Só em 2015, foram mais de 850 mil os refugiados que chegaram à Grécia, dos quais mais de 500 mil à ilha de Lesbos. À medida que lidava com a chegada de um grande número de refugiados, a população enfrentava ainda uma outra situação: as centenas de milhares de coletes deixados na costa grega. É aqui que entra a Maker Unite, uma empresa holandesa que decidiu levar 5000 coletes salva-vidas até Amesterdão para serem transformados em novos produtos. O resultado? Um total de 71 refugiados envolvidos na produção e venda dos sacos em 2017. A iniciativa faz parte de um programa de seis semanas desenvolvido pela empresa para ajudar refugiados a estabelecer uma carreira na Holanda, onde recebem 150 euros por mês pelas oito horas de trabalho voluntário semanais, assim como subsídio de desemprego.

"Quando estou a trabalhar, penso nas pessoas que usaram estes coletes, quem eram e o que lhes aconteceu. Também me lembro da minha própria viagem." O testemunho é de Ramzi Aloker, num artigo publicado pelo The Guardian. Tem 46 anos e é um dos refugiados empregados na oficina. Viu-se obrigado a abandonar Damasco, a cidade síria onde vivia e trabalhava enquanto designer de roupa feminina. Agora, costura novos produtos em Amsterdão.

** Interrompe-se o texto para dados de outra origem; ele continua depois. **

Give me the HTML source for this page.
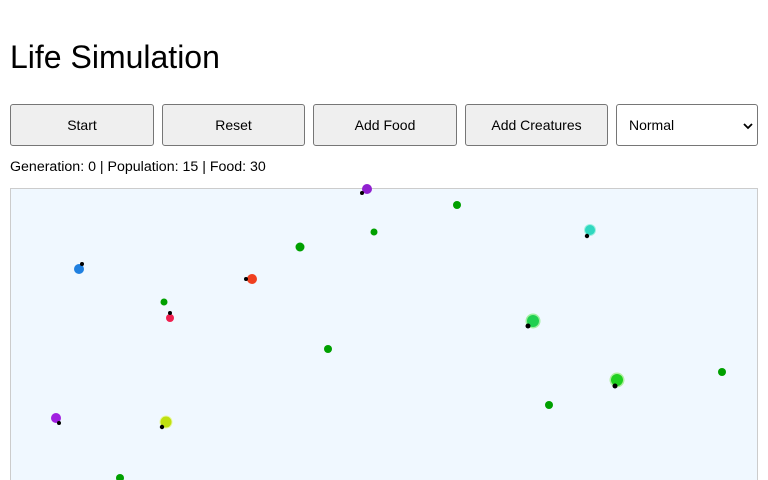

"Nós damos uma segunda oportunidade tanto aos recém-chegados como ao material desperdiçado", sublinha Thami Schweichler, o director e co-fundador da Makers Unite. Ele acredita que a iniciativa vai estimular uma discussão que é necessária: "Esperamos que os nossos produtos criem consciência sobre os refugiados”. Ao mesmo tempo querem, também, ajudá-los a "construir um futuro". Eman Haj Omar e o marido, Ammar, tiveram que deixar Alepo em 2015 depois de uma bomba ter explodido na escola dos seus filhos. Decidiram que era altura de deixar a Síria e embarcaram numa viagem de quatro horas, num pequeno barco de borracha onde temeram pela vida. "Estava escuro e as nossas crianças estavam a chorar", pode ler-se no mesmo artigo do jornal britânico. No início, confessam, era difícil trabalhar com os coletes pois era uma memória dolorosa da viagem.

Até agora, a Makers Unite já conseguiu arranjar empregos pagos para cerca de 10% dos participantes no programa. Outros encontraram estágios, apostaram na educação ou começaram os seus próprios negócios. São vendidos cerca de 100 a 200 produtos todos os meses, sobretudo através do website. As encomendas chegam principalmente da Holanda, do Reino Unido ou dos Estados Unidos. Há três tipos de produtos à venda: uma mala para o dia-a-dia (preta ou cor-de-laranja a 55 euros), uma mala ecológica (a 55 euros), protecções para tablets e computadores (para iPad mini a 25 euros ou portátil de 39 a 45 euros) e uma mala para levar em viagem (disponível em laranja, preto ou duas cores, por 49 euros).

"Os clientes gostam que nós criemos alguma coisa positiva proveniente de uma situação difícil", diz Schweichler. "Penso que muitos compram os nossos produtos como uma posição contra as políticas anti-imigração dos seus governos."